The whole time…Jesus is turning imperial notions of power and rule on their head. In his “triumphal entry” Jesus lampoons the “powers that be” and their pretensions to glory and dominion, and he enacts an alternative to their way of domination. Riding on a colt, his feet possibly dragging on the ground, Jesus comes not a one who lords his authority over others, but as one who humbly rejects domination. He comes not with pomp and wealth, but as one identified with the poor. He comes not as a mighty warrior, but as one who is vulnerable and refuses to rely on violence. Jesus here takes the role of a jester, who enacts in a humorous, disorienting way, a totally different understanding of “rule” and invites people to see and live in the world in a new way. The event takes on the air of a carnival…where those on the bottom of society festively unmask and challenge the dominant social order.[1]

By entering Jerusalem the way he does, Jesus is making a statement. He’s a king, a conqueror. But at the same time, he’s mocking and undermining the world’s expectations of a conquering king. He’s showing the world, he’s showing us, a different way to have power.

This theme continues up to the very end of the story. The triumphal entry reaches its climax very anti-climactically. In both Matthew and Luke’s accounts of the triumphal entry, as soon as Jesus arrives in Jerusalem, he visits the temple and “cleanses it.” Meaning he flips over tables and drives the money changers out.

But in Mark, Jesus shows up, looks around, then leaves. How different from a conquering hero, riding into a city he has just conquered! Surely such a hero would take over the place of power and set up shop there, feasting on the pillaged goods of the conquered. But not Jesus. Jesus will cleanse the temple in Mark’s Gospel, but not until the next day. Mark wants us to understand what Jesus is about. He’s about peace. He rides in on a donkey, not a war horse. He defies expectations of violence and instead heads home early.

There is power in Jesus’ powerlessness. While he says nothing as he enters the city, his actions speak volumes. With every step the young donkey takes, with every cry of Hosanna – God save us! – from the crowd, Jesus asserts that the way of God is the way of peace, in the face of a world that, today as much as in Jesus’ day, claimed that salvation comes only through domination.

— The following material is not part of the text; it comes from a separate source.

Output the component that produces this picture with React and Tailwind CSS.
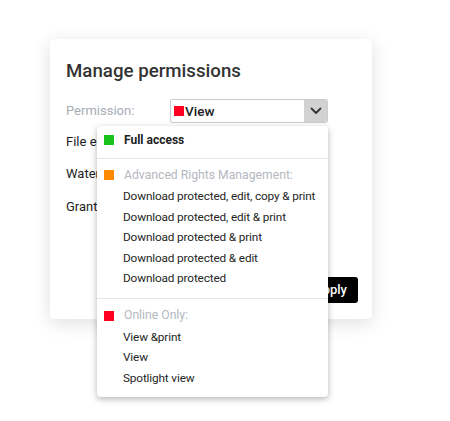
import React from 'react';

const Square = ({ color }) => (
  <span className={`inline-block w-[10px] h-[10px] shrink-0 ${color}`} />
);

const Header = ({ color, label, bold }) => (
  <div className="flex items-center h-full pl-[7px]">
    <Square color={color} />
    <span className={`ml-[10px] ${bold ? 'font-bold text-[#222] text-[12px]' : 'text-[#b4b8c0] text-[12.2px]'}`}>{label}</span>
  </div>
);

const Item = ({ label }) => (
  <div className="h-[20.5px] flex items-center pl-[26px] text-[11.8px] tracking-[-0.15px] text-[#262626]">{label}</div>
);

export default function App() {
  return (
    <div className="w-[450px] h-[421px] bg-white pt-[39px] pl-[50px]" style={{ fontFamily: 'Roboto, "Liberation Sans", sans-serif' }}>
      <div className="relative w-[322px] h-[280px] bg-white rounded-[4px] shadow-[0_4px_18px_rgba(0,0,0,0.13)] pl-4 pr-[14px] pt-[20px] pb-4 flex flex-col">
        <h1 className="text-[18.7px] font-medium text-[#333] leading-6">Manage permissions</h1>

        <div className="mt-[16px] flex items-center h-[24px]">
          <span className="w-[104px] text-[13px] text-[#a7adb7]">Permission:</span>
          <div className="flex h-[24px] w-[158px] border border-[#ccc] rounded-[2px]">
            <div className="flex-1 flex items-center pl-[3px] gap-[1px]">
              <Square color="bg-[#ff0022]" />
              <span className="text-[13.5px] font-medium text-[#222]">View</span>
            </div>
            <div className="w-[23px] bg-[#d2d2d2] flex items-center justify-center rounded-r-[2px]">
              <svg width="12" height="8" viewBox="0 0 12 8" fill="none" stroke="#333" strokeWidth="1.8" strokeLinecap="round" strokeLinejoin="round">
                <path d="M1.5 1.5 6 6l4.5-4.5" />
              </svg>
            </div>
          </div>
        </div>

        {/* labels mostly hidden under the open dropdown */}
        <div className="flex flex-col text-[13px] text-[#222] w-[31px] overflow-hidden whitespace-nowrap">
          <div className="h-[32px] flex items-center mt-[3px]">File expiration:</div>
          <div className="h-[32px] flex items-center">Watermark:</div>
          <div className="h-[33px] flex items-center">Grant access:</div>
        </div>

        <div className="mt-auto flex justify-end">
          <button className="h-[26px] px-[11px] bg-black text-white text-[13px] font-medium rounded-[3px]">Apply</button>
        </div>

        <div className="absolute left-[47px] top-[87px] w-[231px] bg-white rounded-[4px] shadow-[0_2px_6px_rgba(0,0,0,0.3)] pb-[8px]">
          <div className="h-[28px]">
            <Header color="bg-[#17c21a]" label="Full access" bold />
          </div>
          <div className="mt-[4px] border-t border-[#e6e6e6]" />
          <div className="h-[20px] mt-[6px] mb-[2px]">
            <Header color="bg-[#ff8a00]" label="Advanced Rights Management:" />
          </div>
          <Item label="Download protected, edit, copy & print" />
          <Item label="Download protected, edit & print" />
          <Item label="Download protected & print" />
          <Item label="Download protected & edit" />
          <Item label="Download protected" />
          <div className="mt-[8px] border-t border-[#e6e6e6]" />
          <div className="h-[20px] mt-[7px] mb-[2px]">
            <Header color="bg-[#ff0022]" label="Online Only:" />
          </div>
          <Item label="View &print" />
          <Item label="View" />
          <Item label="Spotlight view" />
        </div>
      </div>
    </div>
  );
}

Jesus knows and we know, that this royal procession will ultimately lead to victory, but it won’t be the victory the crowds expect. It will be victory by way of defeat. It will be the triumph of life passing through death. The crowd doesn’t know this. Some of them will turn on Jesus when they find out what kind of king he is. They will cry out, in a few days, “Crucify him,” while the cloaks they wear still bear the hoof prints of the donkey Jesus rode in on, when they laid those very cloaks before him and cried out, “Hosanna!”

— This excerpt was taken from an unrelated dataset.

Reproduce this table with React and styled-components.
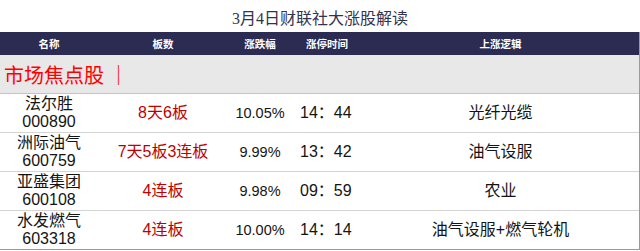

If we take the time to look closely, we may see ourselves in the crowd. Do we only choose the stories and the teachings of Jesus that we like, shouting that we should crucify the Jesuses that don’t meet our expectations?

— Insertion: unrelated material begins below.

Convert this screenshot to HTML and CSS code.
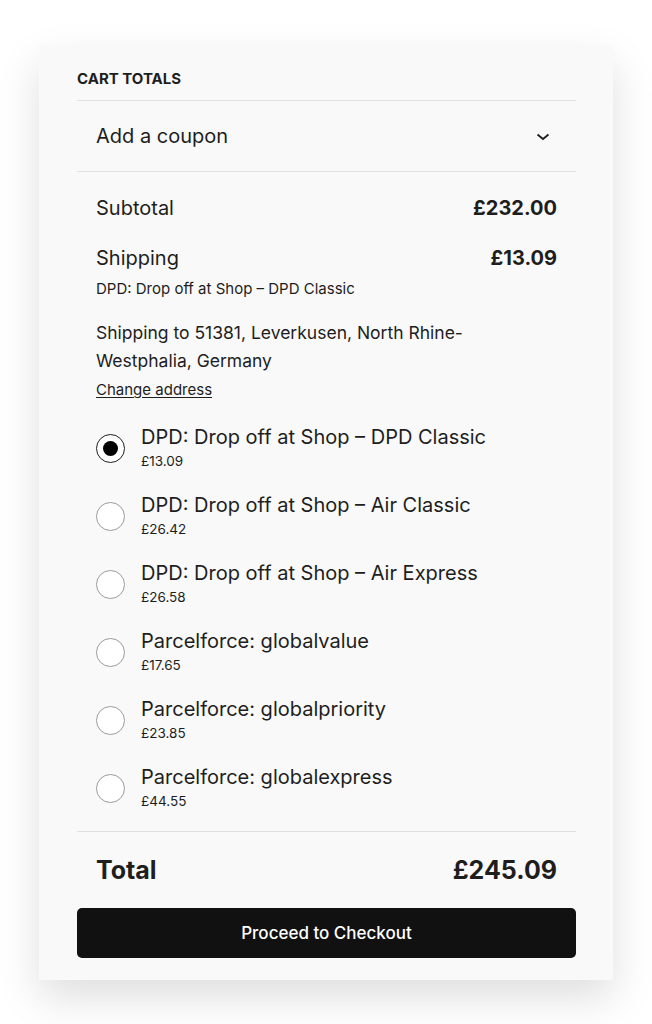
FILE: index.html
```html
<!DOCTYPE html>
<html lang="en">
<head>
<meta charset="utf-8">
<title>Cart totals</title>
<link rel="stylesheet" href="styles.css">
</head>
<body>
<div class="card">
  <h2 class="title">Cart totals</h2>
  <div class="coupon">
    <span>Add a coupon</span>
    <svg class="chev" width="14" height="8" viewBox="0 0 14 8"><path d="M1.5 1.5 L7 6 L12.5 1.5" fill="none" stroke="#1e1e1e" stroke-width="1.8"/></svg>
  </div>
  <div class="totals">
    <div class="row subtotal"><span>Subtotal</span><span class="amt">£232.00</span></div>
    <div class="row shipping"><span>Shipping</span><span class="amt">£13.09</span></div>
    <div class="method">DPD: Drop off at Shop – DPD Classic</div>
    <p class="dest">Shipping to 51381, Leverkusen, North Rhine-Westphalia, Germany<br><a href="#" class="change">Change address</a></p>
    <ul class="options">
      <li class="opt"><span class="radio checked"></span><div><div class="lbl">DPD: Drop off at Shop – DPD Classic</div><div class="price">£13.09</div></div></li>
      <li class="opt"><span class="radio"></span><div><div class="lbl">DPD: Drop off at Shop – Air Classic</div><div class="price">£26.42</div></div></li>
      <li class="opt"><span class="radio"></span><div><div class="lbl">DPD: Drop off at Shop – Air Express</div><div class="price">£26.58</div></div></li>
      <li class="opt"><span class="radio"></span><div><div class="lbl">Parcelforce: globalvalue</div><div class="price">£17.65</div></div></li>
      <li class="opt"><span class="radio"></span><div><div class="lbl">Parcelforce: globalpriority</div><div class="price">£23.85</div></div></li>
      <li class="opt"><span class="radio"></span><div><div class="lbl">Parcelforce: globalexpress</div><div class="price">£44.55</div></div></li>
    </ul>
  </div>
  <div class="row total"><span>Total</span><span>£245.09</span></div>
  <button class="checkout">Proceed to Checkout</button>
</div>
</body>
</html>
```
FILE: styles.css
```css
* { box-sizing: border-box; }
html, body { margin: 0; padding: 0; background: #fff; }
body {
  font-family: Inter, "Noto Sans", sans-serif;
  color: #1e1e1e;
  padding-top: 45px;
  padding-bottom: 45px;
}
.card {
  width: 574px;
  margin: 0 auto;
  background: #f9f9f9;
  padding: 24px 37px 22px 38px;
  box-shadow: 0 18px 40px rgba(0,0,0,0.13);
}
.title {
  margin: 0;
  font-size: 15px;
  line-height: 20px;
  font-weight: 700;
  text-transform: uppercase;
  letter-spacing: 0;
  padding-bottom: 11px;
  border-bottom: 1px solid #e0e0e0;
}
.coupon {
  height: 71px;
  display: flex;
  align-items: center;
  justify-content: space-between;
  padding: 0 26px 0 19px;
  font-size: 20px;
  border-bottom: 1px solid #e0e0e0;
}
.chev { display: block; margin-top: 2px; }
.totals {
  padding: 0 19px 18px 19px;
  border-bottom: 1px solid #e0e0e0;
}
.row {
  display: flex;
  justify-content: space-between;
  font-size: 20px;
  line-height: 24px;
}
.amt { font-weight: 700; }
.subtotal { padding-top: 24px; }
.shipping { margin-top: 26px; }
.method {
  margin-top: 9px;
  font-size: 15px;
  line-height: 20px;
}
.dest {
  margin: 20px 0 0;
  font-size: 17.5px;
  line-height: 28px;
  padding-right: 60px;
}
.change {
  color: #1e1e1e;
  font-size: 15px;
  text-decoration: underline;
  text-underline-offset: 2px;
}
.options {
  list-style: none;
  margin: 21px 0 0;
  padding: 0;
  display: flex;
  flex-direction: column;
  gap: 20px;
}
.opt {
  display: flex;
  align-items: center;
  gap: 16px;
}
.radio {
  width: 29px;
  height: 29px;
  flex: none;
  border-radius: 50%;
  background: #fff;
  border: 1px solid #9a9a9a;
  display: flex;
  align-items: center;
  justify-content: center;
  margin-top: -2px;
}
.radio.checked { border: 1.5px solid #1e1e1e; }
.radio.checked::after {
  content: "";
  width: 15px;
  height: 15px;
  border-radius: 50%;
  background: #000;
}
.lbl { font-size: 20px; line-height: 24px; }
.price { font-size: 13.5px; line-height: 24px; }
.total {
  padding: 22px 19px 0;
  font-size: 25px;
  line-height: 32px;
  font-weight: 700;
}
.checkout {
  display: block;
  width: 100%;
  height: 50px;
  margin-top: 22px;
  border: none;
  border-radius: 5px;
  background: #111;
  color: #fff;
  font-family: inherit;
  font-size: 17px;
  font-weight: 500;
}
```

As Jesus entered Jerusalem on Palm Sunday, he knew what was coming, and the crucifixion that is to come doesn’t nullify the reality of Jesus’ kingship. There’s nothing ironic about celebrating the king Jesus is on Palm Sunday, even as we see the cross looming before us on Good Friday. There’s nothing inconsistent with singing Hosanna in the midst of Lent.

If we think there is, we’ve misunderstood the kind of king Jesus is, and we’ve misunderstood Lent. Lent is a reminder of God’s presence with us in the midst of our times of trial. It’s an assertion that the Jesus who was tempted in the wilderness, who begged God to save him in the Garden of Gethsemane, who was stripped naked in public, tortured, abused, and crucified, is the King. He is always the King. Never is he not the King. On the cross, the powers that be tried to dethrone him, but they couldn’t. They tried to dehumanize him, but they couldn’t do that either. Nothing they did could change who Jesus was and is.

This crucified king, Jesus, is the very one who walks alongside the dehumanized and downtrodden among us. In Protestant churches, we displays empty crosses to remind us that death could not hold Jesus, which is a wonderful point to make, but in the Catholic church they display crucifixes, with Jesus still hanging on the cross, to remind us that Jesus is always present with the oppressed and the hurting, the crucified of yesterday, today, and tomorrow. Jesus is with the underdogs. Just as Jesus remained the King, even as he hung on the cross, so those who suffer under the weight of injustice will remain children of God. The powers that be couldn’t change Jesus’ identity, and they can’t change anyone else’s.

As we face the troubles of our world, as we wrestle with the scars of trauma, the fear of violence, the feeling of helplessness in the face of the world’s overwhelming uncertainties, Jesus’ journey to the cross reminds us of his constant presence among us. We do not walk alone.

But more than that, our story today asserts that Jesus is King in the midst of all that. That there are, in the midst of all the troubles of our lives, moments of triumph, when we catch a glimpse of who God is.

Many of us aren’t just in a season of Lent figuratively, we are facing very real hardships in our lives. There’re health concerns, financial difficulties, problems at school and at work, and uncertainties about our futures.

But in the midst of these moments there is a God who promised to never leave us or forsake us. There are moments of celebration even in the midst of struggle. There are moments of laughter even in the midst of grief. There are triumphal entries, even on the road to the cross.

There is a King who will be crucified on Friday, but who will reign for eternity.

Amen.

[1] Charles Campbell, “Mark 11:1-11: Homiletical Perspective,” Feasting on the Word: Year B, Volume 2, 157.